Mandy Greenfield I've thought a lot about how this play, in particular, which takes place in a hotel in Thailand, where a group of international women come together to recover from gender confirmation surgery, and the idea that someone sitting in a hotel in Thailand, having that experience can access this work of art suddenly, is thrilling. This play feels so vital and so alive in this moment.

Shakina Nayfack To your initial point about the timeliness of this story, we're all stuck in our hotel rooms right now, that is the nature of life in 2020. And so the fundamental isolation and incapacitation that comes from, Kina's experience at the top of the play, is echoed in what almost everyone is feeling in quarantine in some way, waiting for this to end, not knowing how to get through it, suffering in immeasurable ways. So the fact that we can bring a sisterhood to all of the folks who feel trapped at home alone in this time, a sisterhood that's focused on healing and on finding the fullest expression of your being in the face of, in spite of, and along with all of the difficulties that life presents.

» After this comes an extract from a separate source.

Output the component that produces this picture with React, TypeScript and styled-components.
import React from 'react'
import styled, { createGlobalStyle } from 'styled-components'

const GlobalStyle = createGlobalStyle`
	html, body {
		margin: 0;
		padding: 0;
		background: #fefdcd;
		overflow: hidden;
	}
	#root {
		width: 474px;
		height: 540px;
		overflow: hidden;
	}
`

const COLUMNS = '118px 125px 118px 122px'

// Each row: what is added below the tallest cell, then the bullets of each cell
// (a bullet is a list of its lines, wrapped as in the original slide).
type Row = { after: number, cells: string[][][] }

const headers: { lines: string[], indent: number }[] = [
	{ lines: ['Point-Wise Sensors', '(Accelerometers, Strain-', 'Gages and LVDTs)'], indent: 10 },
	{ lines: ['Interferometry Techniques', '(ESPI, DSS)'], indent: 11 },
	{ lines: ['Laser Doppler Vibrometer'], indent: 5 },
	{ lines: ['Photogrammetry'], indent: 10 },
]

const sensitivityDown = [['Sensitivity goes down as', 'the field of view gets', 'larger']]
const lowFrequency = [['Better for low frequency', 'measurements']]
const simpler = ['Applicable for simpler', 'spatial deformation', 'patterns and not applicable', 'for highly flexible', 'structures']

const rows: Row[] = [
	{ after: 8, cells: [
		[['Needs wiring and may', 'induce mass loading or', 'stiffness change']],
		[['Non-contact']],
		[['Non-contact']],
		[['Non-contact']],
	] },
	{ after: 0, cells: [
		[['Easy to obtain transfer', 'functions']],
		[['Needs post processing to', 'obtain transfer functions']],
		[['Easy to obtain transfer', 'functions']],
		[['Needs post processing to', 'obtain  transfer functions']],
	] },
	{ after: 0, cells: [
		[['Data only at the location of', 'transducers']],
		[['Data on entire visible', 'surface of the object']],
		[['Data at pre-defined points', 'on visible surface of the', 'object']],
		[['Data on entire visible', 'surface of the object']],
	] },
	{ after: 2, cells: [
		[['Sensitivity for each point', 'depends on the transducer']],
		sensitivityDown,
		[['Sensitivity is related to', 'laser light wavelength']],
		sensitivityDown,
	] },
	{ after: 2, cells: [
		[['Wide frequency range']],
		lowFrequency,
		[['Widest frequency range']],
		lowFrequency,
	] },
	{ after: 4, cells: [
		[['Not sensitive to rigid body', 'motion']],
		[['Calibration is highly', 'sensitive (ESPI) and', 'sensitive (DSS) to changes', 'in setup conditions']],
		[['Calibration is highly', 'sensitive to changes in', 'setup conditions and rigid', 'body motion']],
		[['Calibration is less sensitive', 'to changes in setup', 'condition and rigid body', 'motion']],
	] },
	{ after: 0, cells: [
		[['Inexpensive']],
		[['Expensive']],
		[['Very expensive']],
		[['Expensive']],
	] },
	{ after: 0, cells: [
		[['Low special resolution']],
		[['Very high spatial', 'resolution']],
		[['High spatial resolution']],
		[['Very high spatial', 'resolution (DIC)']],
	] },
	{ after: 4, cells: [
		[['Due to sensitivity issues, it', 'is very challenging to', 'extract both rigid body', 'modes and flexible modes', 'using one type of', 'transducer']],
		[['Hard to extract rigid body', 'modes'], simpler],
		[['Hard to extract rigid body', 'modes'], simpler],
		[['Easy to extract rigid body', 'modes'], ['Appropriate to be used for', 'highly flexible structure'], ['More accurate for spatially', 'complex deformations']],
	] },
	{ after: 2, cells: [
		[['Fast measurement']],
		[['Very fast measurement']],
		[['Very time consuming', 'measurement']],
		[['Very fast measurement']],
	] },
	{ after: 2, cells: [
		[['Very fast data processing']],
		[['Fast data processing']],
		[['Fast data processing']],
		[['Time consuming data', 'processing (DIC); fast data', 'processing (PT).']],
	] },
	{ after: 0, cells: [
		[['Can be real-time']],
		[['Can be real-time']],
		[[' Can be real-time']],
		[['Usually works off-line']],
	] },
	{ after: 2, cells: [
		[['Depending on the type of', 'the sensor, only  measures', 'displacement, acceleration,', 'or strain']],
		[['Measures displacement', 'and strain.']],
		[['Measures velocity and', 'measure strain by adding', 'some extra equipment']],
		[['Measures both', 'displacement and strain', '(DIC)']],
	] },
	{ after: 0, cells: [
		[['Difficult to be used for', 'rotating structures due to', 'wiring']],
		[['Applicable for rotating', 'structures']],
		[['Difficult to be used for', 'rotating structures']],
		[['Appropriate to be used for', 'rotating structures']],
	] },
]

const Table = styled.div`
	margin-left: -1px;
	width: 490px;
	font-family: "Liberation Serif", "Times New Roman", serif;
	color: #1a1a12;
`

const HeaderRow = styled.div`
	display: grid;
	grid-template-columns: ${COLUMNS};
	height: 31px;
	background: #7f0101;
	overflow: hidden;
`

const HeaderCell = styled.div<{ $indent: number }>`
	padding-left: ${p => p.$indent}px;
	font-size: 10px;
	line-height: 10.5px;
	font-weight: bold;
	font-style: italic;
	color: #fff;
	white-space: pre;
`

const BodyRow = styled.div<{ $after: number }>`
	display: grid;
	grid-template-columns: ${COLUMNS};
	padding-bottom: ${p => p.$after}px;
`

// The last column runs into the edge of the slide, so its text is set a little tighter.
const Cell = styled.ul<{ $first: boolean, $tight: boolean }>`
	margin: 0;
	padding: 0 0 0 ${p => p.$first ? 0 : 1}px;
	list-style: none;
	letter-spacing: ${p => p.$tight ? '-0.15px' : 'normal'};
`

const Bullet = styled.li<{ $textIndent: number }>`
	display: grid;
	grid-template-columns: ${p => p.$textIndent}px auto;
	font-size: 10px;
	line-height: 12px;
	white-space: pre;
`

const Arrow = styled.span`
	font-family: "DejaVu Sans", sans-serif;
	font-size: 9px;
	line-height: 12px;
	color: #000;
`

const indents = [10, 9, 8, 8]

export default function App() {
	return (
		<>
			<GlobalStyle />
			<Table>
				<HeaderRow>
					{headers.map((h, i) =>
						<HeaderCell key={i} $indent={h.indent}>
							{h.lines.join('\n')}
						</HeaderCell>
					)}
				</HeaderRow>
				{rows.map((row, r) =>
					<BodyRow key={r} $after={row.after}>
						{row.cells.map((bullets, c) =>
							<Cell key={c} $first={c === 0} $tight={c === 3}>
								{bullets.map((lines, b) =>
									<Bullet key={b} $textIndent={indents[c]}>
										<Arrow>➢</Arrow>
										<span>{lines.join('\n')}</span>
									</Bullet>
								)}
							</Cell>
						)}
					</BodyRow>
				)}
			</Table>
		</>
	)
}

That's what people need right now, so I'm so glad that it worked out in this way. And then the fact that the lens by which we're asking folks to look through for that healing is a community of recently post op trans women from around the world, and there's no previous angle into that community. This will be the first time that people get to take this look and listen into that world, and for folks to find a universality in that experience is really radical.

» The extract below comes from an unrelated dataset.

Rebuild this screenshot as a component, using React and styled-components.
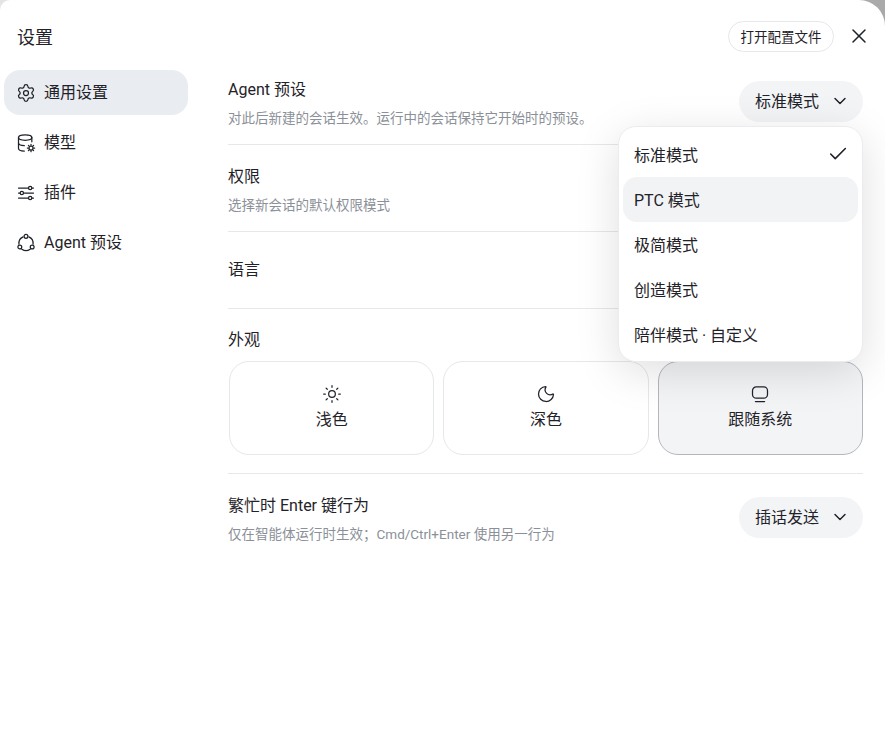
import React from 'react'
import styled, { createGlobalStyle } from 'styled-components'
import { Settings, Sun, Moon, Check, X, ChevronDown } from 'lucide-react'

const GlobalStyle = createGlobalStyle`
  html, body {
    margin: 0;
    padding: 0;
    height: 100%;
    background: linear-gradient(90deg, #e4e4e4, #a9a9a9);
  }
  body {
    font-family: Roboto, "Noto Sans CJK SC", sans-serif;
    color: #1f2329;
  }
  * {
    box-sizing: border-box;
  }
`

const Modal = styled.div`
  width: 885px;
  height: 730px;
  overflow: hidden;
  background: #fff;
  border-radius: 10px 26px 0 0;
`
const Header = styled.header`
  display: flex;
  align-items: center;
  justify-content: space-between;
  height: 70px;
  padding: 2px 14px 0 17px;
`
const Title = styled.h1`
  margin: 0;
  font-size: 18px;
  font-weight: 400;
`
const HeaderActions = styled.div`
  display: flex;
  align-items: center;
  gap: 13px;
`
const ConfigButton = styled.button`
  height: 31px;
  padding: 0 11.5px;
  color: inherit;
  font: inherit;
  font-size: 13.5px;
  border-radius: 16px;
  background: #fff;
  border: solid 1px #e5e7eb;
`
const CloseButton = styled.button`
  display: flex;
  padding: 0;
  color: inherit;
  background: none;
  border: 0;
`
const Body = styled.div`
  display: flex;
  gap: 40px;
  padding: 0 22px 0 4px;
`
const Sidebar = styled.nav`
  display: flex;
  flex-direction: column;
  flex: none;
  gap: 5px;
  width: 184px;
`
const NavItem = styled.div`
  display: flex;
  align-items: center;
  gap: 8px;
  height: 45px;
  padding: 0 0 3px 12px;
  font-size: 16px;
  border-radius: 16px;
  background: ${props => props.$active ? '#e9edf2' : 'transparent'};

  svg {
    margin-top: 3px;
  }
`
const Content = styled.main`
  flex: 1;
  min-width: 0;
`
const Row = styled.section`
  display: flex;
  align-items: center;
  justify-content: space-between;
  padding: 20px 0 17px;
  border-bottom: solid 1px #e5e7eb;

  &:first-child {
    padding-top: 8px;
  }
  &:last-child {
    border-bottom: 0;
  }
`
const SingleRow = styled(Row)`
  min-height: 77px;
  padding: 0 0 1px;
`
const RowTitle = styled.div`
  padding-top: 1px;
  font-size: 16px;
  line-height: 22px;
`
const RowHint = styled.div`
  margin-top: 8px;
  color: #8b9098;
  font-size: 13.5px;
  line-height: 18px;
`
const SelectWrap = styled.div`
  position: relative;
  margin-bottom: 3px;
`
const Select = styled.button`
  display: flex;
  align-items: center;
  gap: 11px;
  height: 41px;
  padding: 0 13px 2px 16px;
  color: inherit;
  font: inherit;
  font-size: 16px;
  border: 0;
  border-radius: 21px;
  background: #f3f4f6;

  svg {
    margin-top: 2px;
  }
`
const Menu = styled.ul`
  position: absolute;
  z-index: 10;
  top: calc(100% + 4px);
  right: 0;
  width: 245px;
  margin: 0;
  padding: 5px 4px 4px;
  list-style: none;
  background: #fff;
  border: solid 1px #ebecef;
  border-radius: 18px;
  box-shadow: 0 10px 44px rgba(0, 0, 0, 0.13);
`
const MenuItem = styled.li`
  display: flex;
  align-items: center;
  justify-content: space-between;
  height: 45px;
  padding: 0 9px 0 11px;
  font-size: 16px;
  border-radius: 14px;
  background: ${props => props.$hover ? '#f2f3f5' : 'transparent'};
`
const AppearanceSection = styled.section`
  padding: 19px 0 18px;
  border-bottom: solid 1px #e5e7eb;
`
const ThemeGrid = styled.div`
  display: grid;
  grid-template-columns: repeat(3, 1fr);
  gap: 9px;
  margin-top: 10px;
  padding-left: 1px;
`
const ThemeCard = styled.button`
  display: flex;
  flex-direction: column;
  align-items: center;
  gap: 5px;
  height: 94px;
  padding: 22px 0 0;
  color: inherit;
  font: inherit;
  font-size: 16px;
  line-height: 22px;
  border-radius: 20px;
  background: ${props => props.$selected ? '#f3f4f6' : '#fff'};
  border: solid 1px ${props => props.$selected ? '#b3b7bd' : '#e5e7eb'};
`

const Icon = styled.svg.attrs({
  viewBox: '0 0 24 24',
  fill: 'none',
  stroke: 'currentColor',
  strokeWidth: 1.5,
  strokeLinecap: 'round',
  strokeLinejoin: 'round',
})`
  flex: none;
  width: 20px;
  height: 20px;
`

const DatabaseGear = () => (
  <Icon>
    <ellipse cx="11" cy="5.5" rx="8" ry="3.2" />
    <path d="M3 5.5v13c0 1.7 3 3 7 3.2" />
    <path d="M3 12c0 1.7 3 3 7 3.2" />
    <path d="M19 5.5v5" />
    <circle cx="18" cy="18" r="2.4" />
    <path d="M18 13.6v1.2M18 21.2v1.2M13.6 18h1.2M21.2 18h1.2M14.9 14.9l.9.9M20.2 20.2l.9.9M14.9 21.1l.9-.9M20.2 15.8l.9-.9" />
  </Icon>
)

const Sliders = () => (
  <Icon>
    <path d="M3 6h12M19 6h2M3 12h2M9 12h12M3 18h12M19 18h2" />
    <circle cx="17" cy="6" r="2" />
    <circle cx="7" cy="12" r="2" />
    <circle cx="17" cy="18" r="2" />
  </Icon>
)

const AgentNodes = () => (
  <Icon>
    <circle cx="12" cy="4" r="2.3" />
    <circle cx="4.6" cy="16.7" r="2.3" />
    <circle cx="19.4" cy="16.7" r="2.3" />
    <path d="M15.46 4.73A8.5 8.5 0 0 1 20.45 13.39" />
    <path d="M17 19.38A8.5 8.5 0 0 1 7 19.38" />
    <path d="M3.55 13.39A8.5 8.5 0 0 1 8.54 4.73" />
  </Icon>
)

const MonitorIcon = () => (
  <Icon>
    <rect x="3" y="3.5" width="18" height="13.5" rx="4.5" />
    <path d="M6.5 21h11" />
  </Icon>
)

const navItems = [
  { label: '通用设置', icon: <Settings size={20} strokeWidth={1.5} />, active: true },
  { label: '模型', icon: <DatabaseGear /> },
  { label: '插件', icon: <Sliders /> },
  { label: 'Agent 预设', icon: <AgentNodes /> },
]

const presets = ['标准模式', 'PTC 模式', '极简模式', '创造模式', '陪伴模式 · 自定义']

const themes = [
  { label: '浅色', icon: <Sun size={20} strokeWidth={1.5} /> },
  { label: '深色', icon: <Moon size={20} strokeWidth={1.5} /> },
  { label: '跟随系统', icon: <MonitorIcon />, selected: true },
]

const App = () => (
  <Modal>
    <GlobalStyle />
    <Header>
      <Title>设置</Title>
      <HeaderActions>
        <ConfigButton>打开配置文件</ConfigButton>
        <CloseButton><X size={24} strokeWidth={1.5} /></CloseButton>
      </HeaderActions>
    </Header>
    <Body>
      <Sidebar>
        {navItems.map(item => (
          <NavItem key={item.label} $active={item.active}>
            {item.icon}
            {item.label}
          </NavItem>
        ))}
      </Sidebar>
      <Content>
        <Row>
          <div>
            <RowTitle>Agent 预设</RowTitle>
            <RowHint>对此后新建的会话生效。运行中的会话保持它开始时的预设。</RowHint>
          </div>
          <SelectWrap>
            <Select>标准模式<ChevronDown size={20} strokeWidth={1.75} /></Select>
            <Menu>
              {presets.map((preset, i) => (
                <MenuItem key={preset} $hover={i === 1}>
                  {preset}
                  {i === 0 && <Check size={22} strokeWidth={1.75} />}
                </MenuItem>
              ))}
            </Menu>
          </SelectWrap>
        </Row>
        <Row>
          <div>
            <RowTitle>权限</RowTitle>
            <RowHint>选择新会话的默认权限模式</RowHint>
          </div>
        </Row>
        <SingleRow>
          <RowTitle>语言</RowTitle>
        </SingleRow>
        <AppearanceSection>
          <RowTitle>外观</RowTitle>
          <ThemeGrid>
            {themes.map(theme => (
              <ThemeCard key={theme.label} $selected={theme.selected}>
                {theme.icon}
                {theme.label}
              </ThemeCard>
            ))}
          </ThemeGrid>
        </AppearanceSection>
        <Row>
          <div>
            <RowTitle>繁忙时 Enter 键行为</RowTitle>
            <RowHint>仅在智能体运行时生效；Cmd/Ctrl+Enter 使用另一行为</RowHint>
          </div>
          <SelectWrap>
            <Select>插话发送<ChevronDown size={20} strokeWidth={1.75} /></Select>
          </SelectWrap>
        </Row>
      </Content>
    </Body>
  </Modal>
)

export default App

Mandy Greenfield I want to pause on a word that each of you has offered to Kina, in particular, and that is healing, and the degree to which I think we, and all theatre makers, do feel as though part of our job right now, is, through the work of making art, through the work of making theatre, helping each other, seeing each other, helping our culture see itself. Catharsis, which is at the core of drama as we know it, changes hearts and minds. We are moved to a new place. What is your hope for this play? How can it move and change its audience?

Laura Savia I hope a lot of things for our listeners. I hope they laugh a lot. Shakina is a brilliant comedic writer and actor. And like all great writers and actors of comedy, with that comes great pathos. Once we are joined, in heart and through laughter, to these 13 characters, my hope is that then we continue on the ride. As we move through the first and second act of the play, of course it's not all comedy. There are real ups and downs, there are real challenges that Kina is faced with. And I believe that by the time those challenges really arise, we will feel kindred with her, in part because the play reveals itself first to us as a comedy.

Shakina Nayfack I always feel whenever I see a great play, and that final moment happens, there's this gasp that escapes my chest, and in that breathtaking moment, I feel that something has been lifted from me, and I feel grateful. I hope that this play can be an offering like that. I really want to take folks on a journey that frees them. I really believe that sound as waves carry vibration that has the ability to penetrate the hearts and minds of the listener, with all the intention that's imbued within it. So I hope the play lands on people and lands in people, and that happens in a good way.